» Task description
Go through each line of the records below and count those with the word "this". Give only the count.
****
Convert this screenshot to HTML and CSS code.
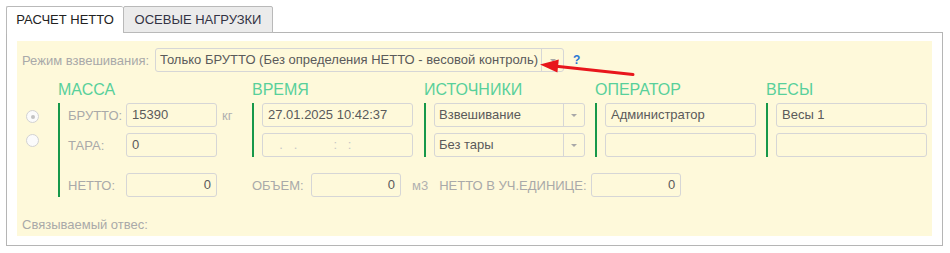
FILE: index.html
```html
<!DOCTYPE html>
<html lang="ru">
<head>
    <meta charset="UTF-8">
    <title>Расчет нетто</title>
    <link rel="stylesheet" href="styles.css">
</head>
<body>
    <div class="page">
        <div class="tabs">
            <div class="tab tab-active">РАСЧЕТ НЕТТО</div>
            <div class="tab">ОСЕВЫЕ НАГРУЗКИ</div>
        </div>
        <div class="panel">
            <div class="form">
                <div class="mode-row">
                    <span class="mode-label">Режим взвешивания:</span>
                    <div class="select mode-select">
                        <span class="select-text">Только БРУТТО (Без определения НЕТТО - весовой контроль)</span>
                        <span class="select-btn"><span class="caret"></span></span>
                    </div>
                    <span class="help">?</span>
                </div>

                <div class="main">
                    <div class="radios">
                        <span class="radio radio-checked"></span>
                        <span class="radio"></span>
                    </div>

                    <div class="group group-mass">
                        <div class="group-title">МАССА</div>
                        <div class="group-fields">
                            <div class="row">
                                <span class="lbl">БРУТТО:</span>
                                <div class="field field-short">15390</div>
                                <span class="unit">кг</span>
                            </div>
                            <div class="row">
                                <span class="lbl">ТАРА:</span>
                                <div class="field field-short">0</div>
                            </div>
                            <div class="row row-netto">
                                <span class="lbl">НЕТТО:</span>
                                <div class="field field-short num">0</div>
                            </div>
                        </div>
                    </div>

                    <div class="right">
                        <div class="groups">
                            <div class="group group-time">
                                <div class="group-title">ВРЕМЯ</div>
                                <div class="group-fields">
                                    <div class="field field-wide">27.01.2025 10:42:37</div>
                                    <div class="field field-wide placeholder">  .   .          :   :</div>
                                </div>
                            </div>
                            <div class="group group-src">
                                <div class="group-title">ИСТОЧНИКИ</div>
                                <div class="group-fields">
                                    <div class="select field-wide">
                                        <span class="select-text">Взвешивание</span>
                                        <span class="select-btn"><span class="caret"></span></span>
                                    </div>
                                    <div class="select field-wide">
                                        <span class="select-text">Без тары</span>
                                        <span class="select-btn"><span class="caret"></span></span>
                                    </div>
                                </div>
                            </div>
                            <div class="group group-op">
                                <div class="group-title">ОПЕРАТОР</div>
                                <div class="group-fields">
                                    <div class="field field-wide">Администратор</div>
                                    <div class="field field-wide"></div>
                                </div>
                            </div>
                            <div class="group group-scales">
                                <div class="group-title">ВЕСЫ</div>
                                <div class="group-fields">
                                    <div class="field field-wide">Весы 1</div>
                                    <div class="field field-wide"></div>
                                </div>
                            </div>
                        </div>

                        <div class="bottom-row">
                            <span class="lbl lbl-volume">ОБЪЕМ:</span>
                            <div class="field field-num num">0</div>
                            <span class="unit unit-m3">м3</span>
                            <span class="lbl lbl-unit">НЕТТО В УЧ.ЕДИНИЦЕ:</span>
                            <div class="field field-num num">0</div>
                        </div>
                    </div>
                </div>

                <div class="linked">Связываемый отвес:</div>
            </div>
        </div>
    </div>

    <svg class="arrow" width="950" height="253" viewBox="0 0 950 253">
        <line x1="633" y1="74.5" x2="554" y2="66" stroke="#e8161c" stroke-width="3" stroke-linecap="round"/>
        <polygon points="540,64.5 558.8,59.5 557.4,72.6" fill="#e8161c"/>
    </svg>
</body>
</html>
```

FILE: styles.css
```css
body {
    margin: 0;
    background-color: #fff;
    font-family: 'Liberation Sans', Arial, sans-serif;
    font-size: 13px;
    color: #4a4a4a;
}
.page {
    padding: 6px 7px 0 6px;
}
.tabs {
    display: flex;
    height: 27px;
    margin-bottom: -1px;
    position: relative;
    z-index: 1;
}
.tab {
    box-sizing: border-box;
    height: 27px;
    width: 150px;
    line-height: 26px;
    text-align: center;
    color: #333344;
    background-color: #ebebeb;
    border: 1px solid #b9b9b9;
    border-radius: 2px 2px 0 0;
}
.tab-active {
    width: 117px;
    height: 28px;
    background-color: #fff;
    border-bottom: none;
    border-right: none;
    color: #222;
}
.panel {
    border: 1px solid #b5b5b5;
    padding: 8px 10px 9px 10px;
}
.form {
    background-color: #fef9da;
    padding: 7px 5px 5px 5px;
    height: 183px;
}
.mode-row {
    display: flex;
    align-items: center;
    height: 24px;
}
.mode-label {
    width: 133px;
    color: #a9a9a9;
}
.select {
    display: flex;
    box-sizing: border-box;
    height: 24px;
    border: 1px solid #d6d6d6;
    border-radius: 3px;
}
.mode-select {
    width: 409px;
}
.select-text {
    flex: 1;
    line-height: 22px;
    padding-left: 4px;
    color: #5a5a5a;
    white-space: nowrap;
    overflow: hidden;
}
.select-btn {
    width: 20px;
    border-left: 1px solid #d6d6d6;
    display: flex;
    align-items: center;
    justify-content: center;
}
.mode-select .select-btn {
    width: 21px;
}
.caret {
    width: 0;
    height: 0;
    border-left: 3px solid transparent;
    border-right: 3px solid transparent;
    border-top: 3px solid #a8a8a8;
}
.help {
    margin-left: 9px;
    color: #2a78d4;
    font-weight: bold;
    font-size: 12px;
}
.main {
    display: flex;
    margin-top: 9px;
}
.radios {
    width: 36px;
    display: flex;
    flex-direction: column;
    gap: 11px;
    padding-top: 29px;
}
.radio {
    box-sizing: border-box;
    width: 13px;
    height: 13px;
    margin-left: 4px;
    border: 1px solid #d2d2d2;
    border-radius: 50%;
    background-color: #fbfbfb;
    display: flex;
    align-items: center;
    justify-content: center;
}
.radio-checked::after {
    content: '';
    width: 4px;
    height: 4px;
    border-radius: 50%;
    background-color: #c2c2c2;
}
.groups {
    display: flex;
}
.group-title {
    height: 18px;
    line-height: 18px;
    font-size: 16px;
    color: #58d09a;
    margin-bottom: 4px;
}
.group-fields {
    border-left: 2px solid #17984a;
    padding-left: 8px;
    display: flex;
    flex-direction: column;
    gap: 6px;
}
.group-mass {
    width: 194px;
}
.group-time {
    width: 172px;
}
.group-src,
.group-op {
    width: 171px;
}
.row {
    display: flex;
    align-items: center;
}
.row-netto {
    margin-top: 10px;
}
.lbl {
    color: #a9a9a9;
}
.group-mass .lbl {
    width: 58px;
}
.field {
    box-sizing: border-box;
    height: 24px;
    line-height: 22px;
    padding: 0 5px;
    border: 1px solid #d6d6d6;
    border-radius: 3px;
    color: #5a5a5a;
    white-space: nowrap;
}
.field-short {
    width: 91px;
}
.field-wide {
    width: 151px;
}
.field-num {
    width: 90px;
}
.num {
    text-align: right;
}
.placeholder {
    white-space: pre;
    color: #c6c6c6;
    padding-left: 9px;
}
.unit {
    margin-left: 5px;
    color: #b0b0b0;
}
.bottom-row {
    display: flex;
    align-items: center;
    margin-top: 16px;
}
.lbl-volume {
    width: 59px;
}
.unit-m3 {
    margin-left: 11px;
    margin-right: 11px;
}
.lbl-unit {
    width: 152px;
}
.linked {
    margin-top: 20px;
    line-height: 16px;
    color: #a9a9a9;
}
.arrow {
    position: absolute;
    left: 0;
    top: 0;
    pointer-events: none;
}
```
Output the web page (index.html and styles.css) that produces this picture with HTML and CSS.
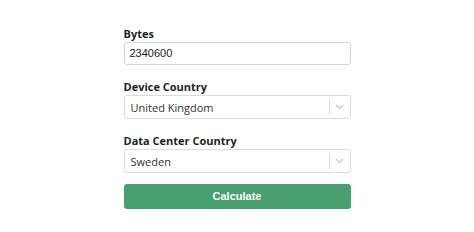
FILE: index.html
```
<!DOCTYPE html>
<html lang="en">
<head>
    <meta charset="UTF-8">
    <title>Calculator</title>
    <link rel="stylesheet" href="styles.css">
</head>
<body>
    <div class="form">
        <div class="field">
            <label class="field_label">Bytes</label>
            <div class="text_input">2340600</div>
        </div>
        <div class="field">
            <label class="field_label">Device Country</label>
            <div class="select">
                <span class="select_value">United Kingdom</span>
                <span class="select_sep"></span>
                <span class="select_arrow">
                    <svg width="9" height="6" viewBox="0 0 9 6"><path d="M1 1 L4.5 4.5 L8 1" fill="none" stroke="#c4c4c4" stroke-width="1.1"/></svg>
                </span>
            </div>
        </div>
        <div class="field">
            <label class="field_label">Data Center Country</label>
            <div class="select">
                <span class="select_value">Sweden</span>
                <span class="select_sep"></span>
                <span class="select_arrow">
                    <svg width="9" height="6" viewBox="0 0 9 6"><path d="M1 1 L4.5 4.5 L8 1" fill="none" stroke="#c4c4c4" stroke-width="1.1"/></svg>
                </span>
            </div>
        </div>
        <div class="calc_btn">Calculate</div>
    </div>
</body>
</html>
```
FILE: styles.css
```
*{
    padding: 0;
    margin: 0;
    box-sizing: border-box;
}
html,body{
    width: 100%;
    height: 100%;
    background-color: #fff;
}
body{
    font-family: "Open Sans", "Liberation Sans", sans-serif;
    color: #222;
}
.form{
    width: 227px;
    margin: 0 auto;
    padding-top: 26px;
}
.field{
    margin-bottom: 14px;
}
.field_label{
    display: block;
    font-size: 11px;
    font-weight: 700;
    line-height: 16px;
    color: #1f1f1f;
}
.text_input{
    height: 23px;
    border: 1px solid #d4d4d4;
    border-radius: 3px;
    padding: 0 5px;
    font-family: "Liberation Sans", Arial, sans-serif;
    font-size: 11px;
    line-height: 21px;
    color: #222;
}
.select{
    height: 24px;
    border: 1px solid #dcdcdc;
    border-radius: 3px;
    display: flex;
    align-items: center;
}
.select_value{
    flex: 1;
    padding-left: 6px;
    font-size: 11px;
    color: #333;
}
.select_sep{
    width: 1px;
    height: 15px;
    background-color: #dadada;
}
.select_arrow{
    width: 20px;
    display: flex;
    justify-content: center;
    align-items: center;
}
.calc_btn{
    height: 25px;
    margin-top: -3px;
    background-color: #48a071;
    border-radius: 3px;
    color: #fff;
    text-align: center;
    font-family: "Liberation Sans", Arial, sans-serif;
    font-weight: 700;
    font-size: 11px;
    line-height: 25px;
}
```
****
» The response
2